Having recently been less than totally impressed by performances from two of the current giants of comedy, Russell Brand and Ricky Gervaise, I welcomed the chance on Monday to spend 90 minutes in the company of a pair of old-time pranksters who really know their craft.

Graeme Garden (left) and Tim Brooke-Taylor brought their well-planned show, The Goodies Still Rule OK! - a hit at last year's Edinburgh Fringe - to a packed Playhouse. With contributions on film from Bill Oddie, they provided a warmly nostalgic look back on their long-running BBC comedy series. Inevitably linked, since it ran through the whole of the 1970s, with the 'decade that taste forgot', the programme turns out - to judge from the clips we saw - to have worn very well. Always inventive, and much edgier than it seemed at the time (all those cuddly toys!), the show clearly deserves to be seen again. You can understand why its stars are miffed by the Beeb's refusal to give it a rerun.

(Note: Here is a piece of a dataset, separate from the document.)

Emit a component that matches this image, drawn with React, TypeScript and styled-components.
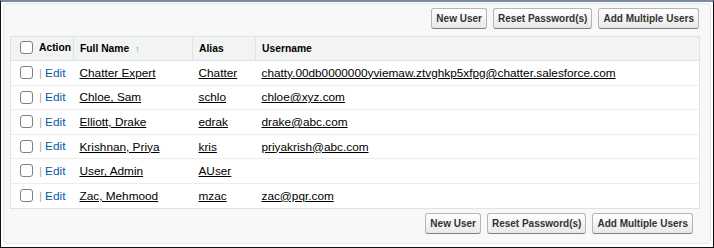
import React from 'react';
import styled, { createGlobalStyle } from 'styled-components';

const GlobalStyle = createGlobalStyle`
  html, body {
    margin: 0;
    padding: 0;
    background: #ffffff;
    font-family: Arial, "Liberation Sans", Helvetica, sans-serif;
  }
`;

const Frame = styled.div`
  width: 714px;
  height: 248px;
  box-sizing: border-box;
  border: 1px solid #111;
  border-top: 2px solid #7d8ba0;
  padding: 1px 2px 3px 2px;
  background: #fff;
`;

const Panel = styled.div`
  height: 100%;
  box-sizing: border-box;
  background: #f8f8f8;
  border: 1px solid #e6e6e6;
  border-radius: 4px;
  padding: 0 9px 0 6px;
  display: flex;
  flex-direction: column;
`;

const ButtonBar = styled.div<{ $offset: number; $top: number }>`
  display: flex;
  justify-content: flex-end;
  align-items: flex-start;
  gap: 6px;
  padding-right: ${p => p.$offset}px;
  padding-top: ${p => p.$top}px;
  height: 32px;
  box-sizing: border-box;
`;

const Button = styled.button`
  font-family: Arial, "Liberation Sans", Helvetica, sans-serif;
  font-weight: bold;
  font-size: 10px;
  color: #333;
  height: 21px;
  padding: 0 4px;
  border: 1px solid #b5b5b5;
  border-bottom-color: #808080;
  border-radius: 3px;
  background: linear-gradient(#ffffff, #f2f2f2 60%, #e8e8e8);
  cursor: pointer;
`;

const Table = styled.table`
  width: 690px;
  table-layout: fixed;
  border-collapse: collapse;
  background: #fff;
  border: 1px solid #e0e3e5;
  font-size: 11.8px;
`;

const HeadCell = styled.th`
  box-sizing: border-box;
  height: 24px;
  text-align: left;
  font-weight: bold;
  font-size: 10.3px;
  color: #000;
  background: #f2f3f3;
  border-bottom: 1px solid #e0e3e5;
  border-left: 1px solid #e0e3e5;
  padding: 0 6px;
  white-space: nowrap;
  &:first-child {
    border-left: none;
    padding-left: 9px;
  }
`;

const Cell = styled.td`
  box-sizing: border-box;
  height: 24.6px;
  padding: 0 6px;
  border-bottom: 1px solid #ededed;
  color: #000;
  white-space: nowrap;
  overflow: visible;
  &:first-child {
    padding-left: 9px;
  }
`;

const Row = styled.tr`
  &:last-child td {
    border-bottom: none;
  }
`;

const Check = styled.span`
  display: inline-block;
  box-sizing: border-box;
  width: 13px;
  height: 13px;
  border: 1px solid #808080;
  border-radius: 3px;
  background: #fff;
  vertical-align: middle;
  margin-right: 6px;
  position: relative;
  top: -1px;
`;

const Pipe = styled.span`
  color: #aaa;
  margin-right: 3px;
`;

const EditLink = styled.a`
  color: #015ba7;
  text-decoration: none;
`;

const TextLink = styled.a`
  color: #000;
  text-decoration: underline;
`;

const SortArrow = styled.span`
  color: #888;
  font-size: 9px;
  margin-left: 6px;
`;

const users = [
  { name: 'Chatter Expert', alias: 'Chatter', username: 'chatty.00db0000000yviemaw.ztvghkp5xfpg@chatter.salesforce.com' },
  { name: 'Chloe, Sam', alias: 'schlo', username: 'chloe@xyz.com' },
  { name: 'Elliott, Drake', alias: 'edrak', username: 'drake@abc.com' },
  { name: 'Krishnan, Priya', alias: 'kris', username: 'priyakrish@abc.com' },
  { name: 'User, Admin', alias: 'AUser', username: '' },
  { name: 'Zac, Mehmood', alias: 'mzac', username: 'zac@pqr.com' },
];

const Buttons: React.FC<{ offset: number; top: number }> = ({ offset, top }) => (
  <ButtonBar $offset={offset} $top={top}>
    <Button>New User</Button>
    <Button>Reset Password(s)</Button>
    <Button>Add Multiple Users</Button>
  </ButtonBar>
);

const App: React.FC = () => (
  <>
    <GlobalStyle />
    <Frame>
      <Panel>
        <Buttons offset={2} top={4} />
        <Table>
          <colgroup>
            <col style={{ width: 63 }} />
            <col style={{ width: 119 }} />
            <col style={{ width: 63 }} />
            <col />
          </colgroup>
          <thead>
            <tr>
              <HeadCell>
                <Check />Action
              </HeadCell>
              <HeadCell>
                Full Name<SortArrow>↑</SortArrow>
              </HeadCell>
              <HeadCell>Alias</HeadCell>
              <HeadCell>Username</HeadCell>
            </tr>
          </thead>
          <tbody>
            {users.map(u => (
              <Row key={u.name}>
                <Cell>
                  <Check />
                  <Pipe>|</Pipe>
                  <EditLink href="#">Edit</EditLink>
                </Cell>
                <Cell><TextLink href="#">{u.name}</TextLink></Cell>
                <Cell><TextLink href="#">{u.alias}</TextLink></Cell>
                <Cell>{u.username && <TextLink href="#">{u.username}</TextLink>}</Cell>
              </Row>
            ))}
          </tbody>
        </Table>
        <Buttons offset={8} top={4} />
      </Panel>
    </Frame>
  </>
);

export default App;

But the evening reminded us, too, of Garden, Brooke-Taylor and Oddie's life before The Goodies. There were amusing insights into the world of the Cambridge Footlights where they cut their comic teeth. The success of the revue Cambridge Circus took them to the West End and later into radio in I'm Sorry I'll Read That Again. To judge from the spontaneous applause that greeted the mere mention of this show, there were many of us present on Monday who had made a weekly date with the Home Service 40 and more years ago . . .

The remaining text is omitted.